Methodical Approach to Performance Troubleshooting Cloud APIs
Methodical Approach to Performance Troubleshooting Cloud APIs
Let's learn more about performance troubleshooting.
Join the DZone community and get the full member experience.Join For Free
Sensu is an open source monitoring event pipeline. Try it today.
This article is intended to be a step-by-step guide, laying out methodology and guidance when solving a performance problem with backend APIs or services. And in using the tools needed, we are able to get to the root cause of performance issues and add monitoring to issues seen in cloud services.
Application Performance Monitoring
This article illustrates performance troubleshooting for a high-latency issue using an APM (Application Performance Monitoring) tool called New Relic, which belongs to a class of software products that help monitor and troubleshoot production applications related to availability and performance issues. This product space is pretty mature (has existed for more than a couple of decades) and is covered pretty regularly in software analyst reports like Gartner.
There are other close competitors like AppDynamics, CA APM, and more in this space. So, we have lots of choices. APM tools provide aggregated statistics like p99 response times, throughputs, slow queries, even Application Graph,s among other analytics focussed on understanding performance and the availability of services. They do this by instrumenting in a JVM (Java or Scala) or CLR(.Net) at runtime using hooks and adding runtime timers to provide aggregated analytics from a Cloud SaaS backend (On-Prem versions are available as well). The features are richer than a basic profiler, for example, a Java profiler like Yourkit. For instance, APM tools can understand transactions across processes and can provide insights into which service in a graph of services leads to business functionality (service) disruption. They could also automatically pinpoint the slowest servlet calls in your application (understanding servlet API spec). With that introduction, we will move to a troubleshooting sequence for a recent performance issue we ran into with Plantronics Cloud APIs, which I lead on the engineering side.
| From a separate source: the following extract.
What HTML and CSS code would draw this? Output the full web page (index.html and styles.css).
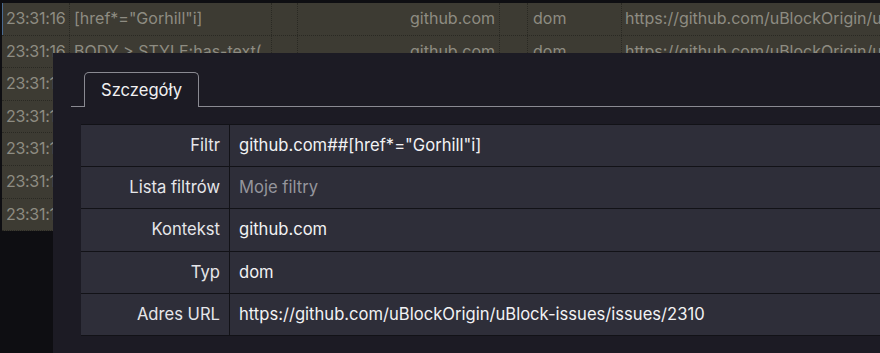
FILE: index.html
```html
<!DOCTYPE html>
<html lang="pl">
<head>
<meta charset="utf-8">
<title>Logger</title>
<link rel="stylesheet" href="styles.css">
</head>
<body>
<div class="page">
  <div class="log">
    <div class="row first"><span class="c time">23:31:16</span><span class="c filter">[href*="Gorhill"i]</span><span class="c gap"></span><span class="c ctx">github.com</span><span class="c gap2"></span><span class="c type">dom</span><span class="c url">https://github.com/uBlockOrigin/uBlock-issues/issues/2310</span></div>
    <div class="row"><span class="c time">23:31:16</span><span class="c filter">BODY &gt; STYLE:has-text(</span><span class="c gap"></span><span class="c ctx">github.com</span><span class="c gap2"></span><span class="c type">dom</span><span class="c url">https://github.com/uBlockOrigin/uBlock-issues/issues/2310</span></div>
    <div class="row"><span class="c time">23:31:16</span><span class="c filter"></span></div>
    <div class="row"><span class="c time">23:31:16</span><span class="c filter"></span></div>
    <div class="row"><span class="c time">23:31:16</span><span class="c filter"></span></div>
    <div class="row"><span class="c time">23:31:16</span><span class="c filter"></span></div>
    <div class="row"><span class="c time">23:31:16</span><span class="c filter"></span></div>
  </div>

  <div class="modal">
    <div class="tabs">
      <div class="tab">Szczegóły</div>
    </div>
    <div class="details">
      <div class="drow"><div class="lbl">Filtr</div><div class="val">github.com##[href*="Gorhill"i]</div></div>
      <div class="drow"><div class="lbl">Lista filtrów</div><div class="val dim">Moje filtry</div></div>
      <div class="drow"><div class="lbl">Kontekst</div><div class="val">github.com</div></div>
      <div class="drow"><div class="lbl">Typ</div><div class="val">dom</div></div>
      <div class="drow"><div class="lbl">Adres URL</div><div class="val">https://github.com/uBlockOrigin/uBlock-issues/issues/2310</div></div>
    </div>
  </div>
</div>
</body>
</html>
```

FILE: styles.css
```css
* { box-sizing: border-box; }
html, body {
  margin: 0;
  padding: 0;
  width: 880px;
  height: 353px;
  overflow: hidden;
  background: #0e0e12;
  font-family: Inter, "Noto Sans", sans-serif;
}
.page {
  position: relative;
  width: 880px;
  height: 353px;
  padding-top: 3px;
  background: #0e0e12;
}
.log {
  margin-left: 2px;
}
.row {
  display: flex;
  height: 32.6px;
  background: #3d3b33;
  border-bottom: 1px dotted #2a2923;
  color: #8e8c82;
  font-size: 16px;
  line-height: 31px;
  white-space: nowrap;
  overflow: hidden;
}
.row.first { box-shadow: inset 2px 0 0 -1px #4a6a90; }
.c {
  display: block;
  flex: none;
  overflow: hidden;
  border-right: 1px dotted #2a2923;
  height: 100%;
}
.time { width: 68px; padding-left: 4px; letter-spacing: -0.3px; }
.filter { width: 202px; padding-left: 4px; }
.gap { width: 26px; }
.ctx { width: 202px; text-align: right; padding-right: 4px; }
.gap2 { width: 28px; }
.type { width: 94px; padding-left: 5px; }
.url { flex: 1; padding-left: 3px; border-right: 0; }

.modal {
  position: absolute;
  left: 53px;
  top: 53px;
  right: 0;
  bottom: 0;
  background: #1c1b24;
  padding: 19px 0 0 18px;
}
.tabs {
  display: flex;
  border-bottom: 1px solid #8a8a92;
  padding-left: 13px;
}
.tab {
  width: 115px;
  height: 35px;
  border: 1px solid #8a8a92;
  border-bottom: 0;
  border-radius: 5px 5px 0 0;
  margin-bottom: -1px;
  background: #1c1b24;
  color: #f0f0f2;
  font-size: 16.6px;
  line-height: 34px;
  padding-left: 16px;
}
.details {
  margin: 17px 0 0 10px;
  border-top: 1px solid #121217;
}
.drow {
  display: flex;
  height: 42.2px;
  background: #2e2e39;
  border-bottom: 1px solid #121217;
  font-size: 16.6px;
  line-height: 41px;
}
.lbl {
  width: 149px;
  text-align: right;
  padding-right: 9px;
  color: #e6e6ea;
  border-right: 1px solid #121217;
  flex: none;
}
.val {
  flex: 1;
  padding-left: 9px;
  color: #f2f2f4;
  white-space: nowrap;
}
.val.dim { color: #95959c; }
```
As any other REST API that exists out there in the world, the APIs we designed allow query parameters and paging techniques meant to allow querying (large datasets in the order of thousands to a million) analytics from our backend in a reliable and performant way. Our analytic database is MongoDB, which decently handles the write speed we require. One of our recently launched API integrations was with PowerBI (Microsoft), which allows our Plantronics Manager Pro customers to pull our analytics into Microsoft's cloud BI and visualization service. Through the development phase, when we tested in smaller to medium sized datasets (less than 500K), the loading time for the first time load into Power BI service (for all API calls to finish) was about 20 mins, which from our product requirement was reasonable for one year's worth of data.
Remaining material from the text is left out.